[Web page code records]

⁂

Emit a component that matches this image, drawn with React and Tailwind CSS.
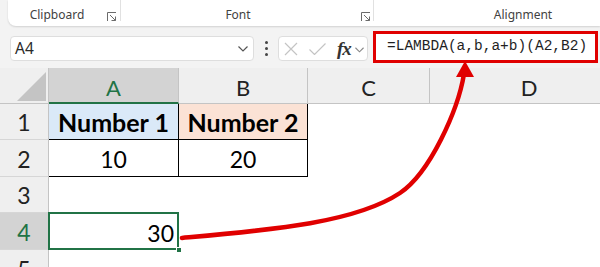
import React from "react";

function Launcher({ className = "" }) {
  return (
    <svg className={className} width="10" height="10" viewBox="0 0 10 10">
      <path d="M0.5 9V0.5H9" stroke="#6b6b6b" strokeWidth="1" fill="none" />
      <path d="M3 3L8.5 8.5M8.5 4.5V8.5H4.5" stroke="#6b6b6b" strokeWidth="1" fill="none" />
    </svg>
  );
}

function Chevron({ w = 10, color = "#555" }) {
  return (
    <svg width={w} height="6" viewBox="0 0 10 6">
      <polyline points="0.5,0.5 5,5 9.5,0.5" stroke={color} strokeWidth="1.2" fill="none" />
    </svg>
  );
}

const lato = "font-['Lato',sans-serif]";

function RowHead({ n, h, selected }) {
  return (
    <div
      className={`w-[49px] shrink-0 flex items-center justify-center pt-[2px] border-r border-b border-r-[#c4c4c4] border-b-[#d6d6d6] text-[23px] ${lato} ${
        selected ? "bg-[#d3d3d3] text-[#217346]" : "bg-[#efefef] text-[#222]"
      } ${h}`}
    >
      {n}
    </div>
  );
}

export default function App() {
  return (
    <div className="relative w-[600px] h-[267px] overflow-hidden bg-[#f3f3f3]">
      {/* Ribbon */}
      <div className="flex h-[26px]">
        <div className="w-[8px] shrink-0" />
        <div className="flex-1 flex items-start bg-white rounded-bl-[8px] shadow-[0_1px_2px_rgba(0,0,0,0.14)] font-['Noto_Sans',sans-serif] text-[12px] leading-[14px] text-[#424242] overflow-hidden">
          <div className="w-[98px] shrink-0 text-center pt-[8px]">Clipboard</div>
          <Launcher className="ml-[1px] mt-[12px] shrink-0" />
          <div className="w-[3px] shrink-0" />
          <div className="w-px h-[21px] bg-[#e1e1e1] shrink-0" />
          <div className="w-[234px] shrink-0 text-center pt-[8px]">Font</div>
          <Launcher className="ml-[6px] mt-[12px] shrink-0" />
          <div className="w-[2px] shrink-0" />
          <div className="w-px h-[21px] bg-[#e1e1e1] shrink-0" />
          <div className="w-[298px] shrink-0 text-center pt-[8px]">Alignment</div>
        </div>
      </div>

      {/* Formula bar */}
      <div className="flex items-start pt-[5px] h-[37px]">
        <div className="w-[10px] shrink-0" />
        <div className="mt-[5px] w-[244px] h-[25px] shrink-0 bg-white border border-[#dedede] rounded-[4px] flex items-center pl-[4px] pr-[5px]">
          <span className="flex-1 text-[15.5px] text-[#2a2a2a] font-['Noto_Sans',sans-serif]">A4</span>
          <Chevron />
        </div>
        <div className="mt-[5px] w-[24px] h-[25px] shrink-0 flex flex-col items-center justify-center gap-[3px]">
          <div className="w-[3px] h-[3px] rounded-full bg-[#444]" />
          <div className="w-[3px] h-[3px] rounded-full bg-[#444]" />
          <div className="w-[3px] h-[3px] rounded-full bg-[#444]" />
        </div>
        <div className="mt-[5px] w-[90px] h-[25px] shrink-0 bg-white border border-[#dedede] rounded-[4px] flex items-center pl-[5px]">
          <svg width="14" height="14" viewBox="0 0 14 14" className="shrink-0">
            <path d="M1 1L13 13M13 1L1 13" stroke="#c4c4c4" strokeWidth="1.2" fill="none" />
          </svg>
          <svg width="17" height="12" viewBox="0 0 17 12" className="ml-[11px] shrink-0">
            <polyline points="0.5,6.5 5.5,11.5 16.5,0.5" stroke="#c4c4c4" strokeWidth="1.2" fill="none" />
          </svg>
          <span className="ml-[11px] font-['Liberation_Serif',serif] italic font-bold text-[19px] leading-[20px] text-[#333] tracking-[-1px]">fx</span>
          <div className="ml-[4px] mt-[2px]">
            <Chevron w={9} color="#888" />
          </div>
        </div>
        <div className="w-[5px] shrink-0" />
        <div className="w-[225px] h-[32px] shrink-0 border-[3px] border-[#e00000] bg-white flex items-center pl-[11px] font-['Liberation_Mono',monospace] text-[14.5px] text-[#1f1f1f] whitespace-nowrap overflow-hidden">
          =LAMBDA(a,b,a+b)(A2,B2)
        </div>
      </div>

      {/* Grid */}
      <div className="mt-[5px] flex flex-col">
        {/* Header row */}
        <div className={`flex h-[36px] text-[22px] ${lato}`}>
          <div className="w-[49px] shrink-0 border-r border-b border-[#c4c4c4] bg-[#efefef]">
            <svg width="48" height="35" viewBox="0 0 48 35">
              <polygon points="17,33 46,33 46,4" fill="#c4c4c4" />
            </svg>
          </div>
          <div className="w-[130px] shrink-0 bg-[#d3d3d3] border-b-2 border-b-[#217346] border-r border-r-[#c4c4c4] flex items-center justify-center pt-[4px] text-[#217346]">
            A
          </div>
          <div className="w-[129px] shrink-0 bg-[#efefef] border-b border-r border-[#c4c4c4] flex items-center justify-center pt-[4px] text-[#222]">
            B
          </div>
          <div className="w-[122px] shrink-0 bg-[#efefef] border-b border-r border-[#c4c4c4] flex items-center justify-center pt-[4px] text-[#222]">
            C
          </div>
          <div className="w-[198px] shrink-0 bg-[#efefef] border-b border-[#c4c4c4] flex items-center justify-center pt-[4px] text-[#222]">
            D
          </div>
        </div>

        {/* Row 1 */}
        <div className="flex h-[36px] bg-white">
          <RowHead n="1" h="h-[36px]" />
          <div className={`w-[130px] shrink-0 bg-[#dae9f8] border-r border-b border-black flex items-center justify-center pt-[2px] font-bold text-[25px] text-black ${lato}`}>
            Number 1
          </div>
          <div className={`w-[129px] shrink-0 bg-[#fbe2d5] border-r border-b border-black flex items-center justify-center pt-[2px] font-bold text-[25px] text-black ${lato}`}>
            Number 2
          </div>
          <div className="flex-1" />
        </div>

        {/* Row 2 */}
        <div className="flex h-[37px] bg-white">
          <RowHead n="2" h="h-[37px]" />
          <div className={`w-[130px] shrink-0 border-r border-b border-black flex items-center justify-center pt-[2px] text-[23px] text-black ${lato}`}>
            10
          </div>
          <div className={`w-[129px] shrink-0 border-r border-b border-black flex items-center justify-center pt-[2px] text-[23px] text-black ${lato}`}>
            20
          </div>
          <div className="flex-1" />
        </div>

        {/* Row 3 */}
        <div className="flex h-[36px] bg-white">
          <RowHead n="3" h="h-[36px]" />
          <div className="flex-1" />
        </div>

        {/* Row 4 */}
        <div className="flex h-[37px] bg-white">
          <RowHead n="4" h="h-[37px]" selected />
          <div className={`relative w-[130px] shrink-0 flex items-center justify-end pr-[5px] pt-[3px] text-[23px] text-black ${lato}`}>
            30
            <div className="absolute left-[-1px] top-[-1px] w-[131px] h-[38px] border-2 border-[#217346]" />
            <div className="absolute left-[127px] top-[34px] w-[6px] h-[6px] bg-[#217346] border border-white" />
          </div>
          <div className="flex-1" />
        </div>

        {/* Row 5 */}
        <div className="flex h-[37px] bg-white">
          <RowHead n="5" h="h-[37px]" />
          <div className="flex-1" />
        </div>
      </div>

      {/* Arrow overlay */}
      <svg className="absolute left-0 top-0 pointer-events-none" width="600" height="267" viewBox="0 0 600 267">
        <path
          d="M182 238 C 270 230, 355 223, 400 193 C 430 173, 458 110, 464 74"
          stroke="#e00000"
          strokeWidth="4.5"
          fill="none"
          strokeLinecap="round"
        />
        <polygon points="465,61 456,77 474,77" fill="#e00000" />
      </svg>
    </div>
  );
}
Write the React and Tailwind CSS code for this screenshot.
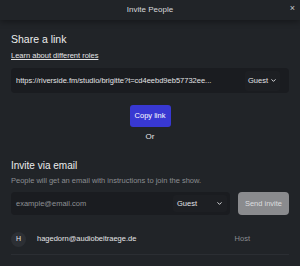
import React from "react";

const Chevron = ({ className }) => (
  <svg viewBox="0 0 12 12" className={className} fill="none" stroke="currentColor" strokeWidth="1.6" strokeLinecap="round" strokeLinejoin="round">
    <path d="M3 4.5l3 3 3-3" />
  </svg>
);

export default function App() {
  return (
    <div className="w-[300px] h-[266px] overflow-hidden bg-[#212428] text-white font-['Liberation_Sans',Arial,sans-serif] flex flex-col">
      {/* Header */}
      <div className="relative h-[20px] shrink-0 flex items-center justify-center bg-[#212428] shadow-[0_2px_6px_rgba(0,0,0,0.35)]">
        <span className="text-[8px] text-[#d8d9db]">Invite People</span>
        <span className="absolute right-[5px] top-[4px] text-[9px] leading-none text-[#c9cacc]">×</span>
      </div>

      <div className="px-[11px] flex flex-col">
        <h2 className="mt-[13px] text-[10.5px] leading-[13px] text-[#eceded]">Share a link</h2>
        <a className="mt-[5px] text-[7.5px] leading-[10px] underline text-[#e4e5e7]">Learn about different roles</a>

        <div className="mt-[7px] h-[25px] rounded-[4px] bg-[#1a1c20] flex items-center pl-[5px] pr-[9px]">
          <span className="flex-1 min-w-0 whitespace-nowrap overflow-hidden text-[7.5px] text-[#e2e3e5]">https://riverside.fm/studio/brigitte?t=cd4eebd9eb57732ee...</span>
          <div className="ml-[8px] shrink-0 h-[20px] w-[35px] rounded-[3px] bg-[#1d1f23] flex items-center justify-center gap-[2px] text-[7.5px] text-[#e2e3e5]">
            Guest
            <Chevron className="w-[7px] h-[7px]" />
          </div>
        </div>

        <div className="mt-[12px] flex justify-center">
          <button className="h-[22px] w-[41px] rounded-[3px] bg-[#3838d2] text-[7.5px] text-white">Copy link</button>
        </div>
        <div className="mt-[5px] text-center text-[8px] leading-[10px] text-[#e4e5e7]">Or</div>

        <h2 className="mt-[18px] text-[10px] leading-[12px] text-[#eceded]">Invite via email</h2>
        <p className="mt-[4px] text-[7.5px] leading-[9px] text-[#8b8d91]">People will get an email with instructions to join the show.</p>

        <div className="mt-[7px] flex gap-[8px]">
          <div className="flex-1 h-[23px] rounded-[4px] bg-[#1a1c20] flex items-center pl-[5px] pr-[3px]">
            <span className="flex-1 text-[7.5px] text-[#8e9095]">example@email.com</span>
            <div className="h-[17px] w-[54px] rounded-[3px] bg-[#1d1f23] flex items-center justify-between px-[4px] text-[7.5px] text-[#e2e3e5]">
              Guest
              <Chevron className="w-[7px] h-[7px]" />
            </div>
          </div>
          <button className="h-[23px] w-[51px] rounded-[4px] bg-[#8a8b8e] text-[7.5px] text-[#dcdddf]">Send invite</button>
        </div>

        <div className="mt-[9px] h-[31px] flex items-center border-b border-[#2b2e33]">
          <div className="w-[15px] h-[15px] rounded-full bg-[#2c2f34] flex items-center justify-center text-[7px] text-[#e4e5e7]">H</div>
          <span className="ml-[11px] flex-1 text-[7.5px] text-[#e4e5e7]">hagedorn@audiobeitraege.de</span>
          <span className="mr-[39px] text-[7.5px] text-[#8b8d91]">Host</span>
        </div>
      </div>
    </div>
  );
}
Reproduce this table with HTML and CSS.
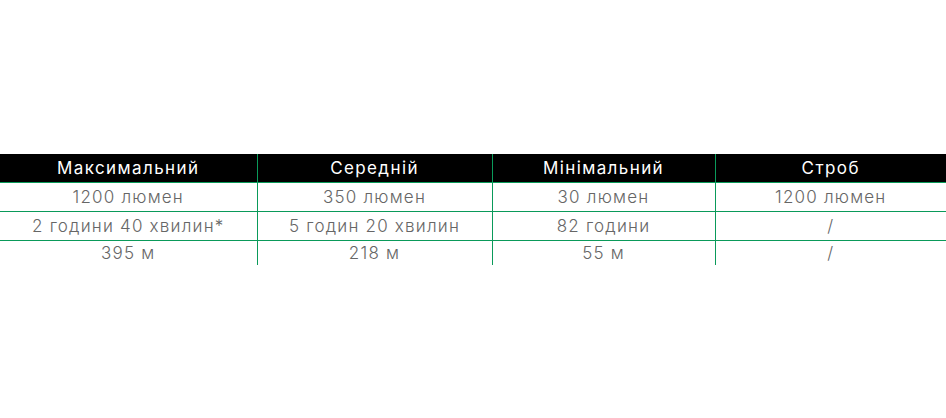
FILE: index.html
```html
<!DOCTYPE html>
<html lang="uk">
<head>
<meta charset="utf-8">
<link rel="stylesheet" href="styles.css">
</head>
<body>
<table class="spec">
  <colgroup>
    <col class="c1"><col class="c2"><col class="c3"><col class="c4">
  </colgroup>
  <thead>
    <tr><th>Максимальний</th><th>Середній</th><th>Мінімальний</th><th>Строб</th></tr>
  </thead>
  <tbody>
    <tr><td>1200 люмен</td><td>350 люмен</td><td>30 люмен</td><td>1200 люмен</td></tr>
    <tr><td>2 години 40 хвилин*</td><td>5 годин 20 хвилин</td><td>82 години</td><td>/</td></tr>
    <tr class="last"><td>395 м</td><td>218 м</td><td>55 м</td><td>/</td></tr>
  </tbody>
</table>
</body>
</html>
```

FILE: styles.css
```css
html, body {
  margin: 0;
  padding: 0;
  background: #fff;
}
body {
  font-family: Inter, "Open Sans", "Liberation Sans", sans-serif;
}
.spec {
  margin-top: 154px;
  width: 946px;
  border-collapse: collapse;
  table-layout: fixed;
}
.c1 { width: 257px; }
.c2 { width: 235px; }
.c3 { width: 223px; }
.c4 { width: 231px; }
.spec th,
.spec td {
  padding: 0;
  height: 28px;
  text-align: center;
  font-size: 17px;
  line-height: 28px;
  border-left: 1px solid #0a9a5a;
  border-bottom: 1px solid #0a9a5a;
  white-space: nowrap;
}
.spec th:first-child,
.spec td:first-child {
  border-left: none;
}
.spec th {
  background: #000;
  color: #fff;
  font-weight: 400;
  letter-spacing: 1.4px;
}
.spec td {
  color: #666;
  font-weight: 300;
  letter-spacing: 1.2px;
}
.spec .last td {
  border-bottom: none;
  height: 22px;
  line-height: 20px;
  padding-top: 2px;
  vertical-align: top;
}
```
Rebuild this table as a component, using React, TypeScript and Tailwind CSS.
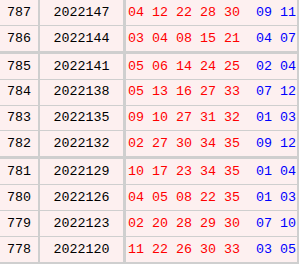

⁂

Stated goal: Every line in the data that holds "Tailwind" should be copied out.

Answer for this exercise:
Emit a component that matches this image, drawn with React and Tailwind CSS.
Write the React and Tailwind CSS code for this screenshot.
Rebuild this table as a component, using React, TypeScript and Tailwind CSS.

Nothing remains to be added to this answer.